I for one am of the "life is dhukkha" school, rather than the "life contains dhukkha". While it is true that there are both pleasant and unpleasant experiences in life, the Buddha taught that either choice was unsatisfactory, full of stress, full of suffering, both in the moment and in the end. I think it's part of what he meant when he said his teaching was against the stream. Somehow I don't think it's enough to get the best life we can get. We have to go beyond that and see how it's all a game you can't win. It's all dhukkha.
Just came across this chapter from Edward Conze's Buddhism: It's Essence and Development, and I thought it'd make some good contemplation to share.
Conze lists four ways in which what we perceive as pleasant or benefitial is still stress and disatisfaction at its core:
1) Something, while pleasant, involves the suffering of others. It's easy to say that we're all connected, but to really experience it ... In some sense, since we all experience each other's suffering in one way or another, no one gets liberated until everybody gets liberated. Conze gives a great little story about how people with comfort get all disturbed by people without, because they don't want to recognize that their riches are the other's poverty.
2) Something, while pleasant, is tied up with anxiety, since one is afraid to lose it. Classic! How bloody often do we get what we want, only to find ourselves chained to a whole load of work to maintain it? How many of us think "relationships are work"? There is also my favourite variation on this theme, wherein I can hardly enjoy whatever pleasure I have attained, because I'm simultaneously scheming how I am going to get more of it!
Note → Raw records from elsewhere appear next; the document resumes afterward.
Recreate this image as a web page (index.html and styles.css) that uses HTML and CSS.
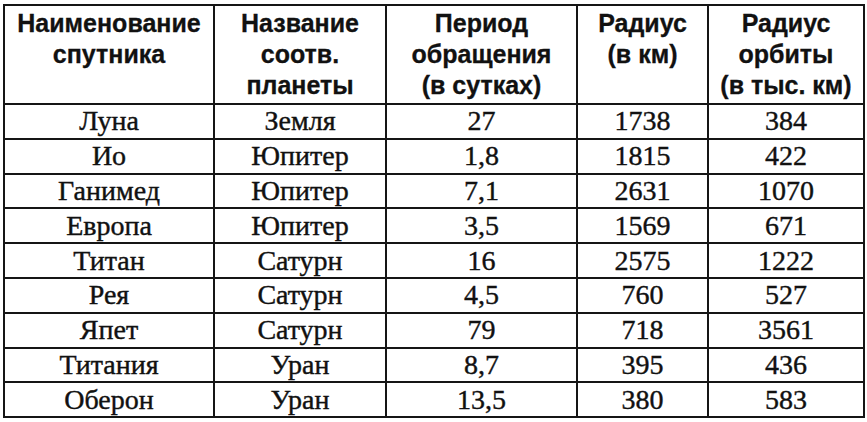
FILE: index.html
```html
<!DOCTYPE html>
<html lang="ru">
<head>
<meta charset="utf-8">
<title>Спутники планет</title>
<link rel="stylesheet" href="styles.css">
</head>
<body>
<table class="sat-table">
  <colgroup>
    <col class="c1"><col class="c2"><col class="c3"><col class="c4"><col class="c5">
  </colgroup>
  <thead>
    <tr>
      <th>Наименование<br>спутника</th>
      <th>Название<br>соотв.<br>планеты</th>
      <th>Период<br>обращения<br>(в сутках)</th>
      <th>Радиус<br>(в км)</th>
      <th>Радиус<br>орбиты<br>(в тыс. км)</th>
    </tr>
  </thead>
  <tbody>
    <tr><td>Луна</td><td>Земля</td><td>27</td><td>1738</td><td>384</td></tr>
    <tr><td>Ио</td><td>Юпитер</td><td>1,8</td><td>1815</td><td>422</td></tr>
    <tr><td>Ганимед</td><td>Юпитер</td><td>7,1</td><td>2631</td><td>1070</td></tr>
    <tr><td>Европа</td><td>Юпитер</td><td>3,5</td><td>1569</td><td>671</td></tr>
    <tr><td>Титан</td><td>Сатурн</td><td>16</td><td>2575</td><td>1222</td></tr>
    <tr><td>Рея</td><td>Сатурн</td><td>4,5</td><td>760</td><td>527</td></tr>
    <tr><td>Япет</td><td>Сатурн</td><td>79</td><td>718</td><td>3561</td></tr>
    <tr><td>Титания</td><td>Уран</td><td>8,7</td><td>395</td><td>436</td></tr>
    <tr><td>Оберон</td><td>Уран</td><td>13,5</td><td>380</td><td>583</td></tr>
  </tbody>
</table>
</body>
</html>
```

FILE: styles.css
```css
html, body {
  margin: 0;
  padding: 0;
  background: #ffffff;
}

body {
  padding: 4px 0 0 3px;
  color: #111111;
}

.sat-table {
  border-collapse: collapse;
  table-layout: fixed;
  width: 860px;
  border: 2px solid #151515;
}

.c1 { width: 210px; }
.c2 { width: 172px; }
.c3 { width: 191px; }
.c4 { width: 131px; }
.c5 { width: 156px; }

.sat-table th,
.sat-table td {
  border: 2px solid #151515;
  padding: 0;
  text-align: center;
}

.sat-table th {
  font-family: "Liberation Sans", Arial, sans-serif;
  font-weight: bold;
  font-size: 25px;
  line-height: 31px;
  vertical-align: top;
  padding: 2px 0 0;
  height: 99px;
  box-sizing: border-box;
  -webkit-text-stroke: 0.3px #111111;
}

.sat-table td {
  font-family: "Liberation Serif", "Times New Roman", serif;
  font-size: 28px;
  line-height: 30px;
  height: 32.8px;
  vertical-align: middle;
  -webkit-text-stroke: 0.4px #111111;
}
```
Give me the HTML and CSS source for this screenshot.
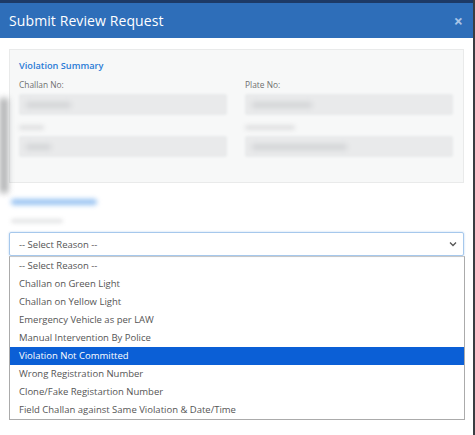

3) Something, while pleasant, binds us still further to conditions which are the ground on which a great deal of suffering is inevitable. I hope this one is self-explainatory, because any examples I could give would be dreadful to my self-respect.
4) The pleasures derived from anything included in the skhandhas are worthless to satisfy the inmost longings of our hearts. Anyone ever heard of "all-pervasive suffering"? It's the third type of suffering the Buddha spoke about, and some say it's really only understandable by yogis and stuff, but I say we all got a good taste for this one. It's the constant niggeling feeling that something, or rather everything, is not right. The quiet, insidious angst that every being everywhere experiences because we know, somehow, that this little play we are seeing in front of us is not real at all. Some would say that it is this all-pervasive suffering that leads to all our pain. All this activity of our lives is just a way to make lots of noise so we don't have to hear that inner voice whispering "bullshit" in our ear with every heart-beat.
"The joy of pleasures of this world,/ And the great joy of heaven,/ Compared with the joy of the destruction of craving/ Are not worth a sixteenth part.// Sorry are they whose burden is heavy,/ And happy are they who have cast it down;/ When once they have cast off this burden,/ They will seek to be burdened no more."
Tibetan Vinaya (monastic rules), cited by Edward Conze.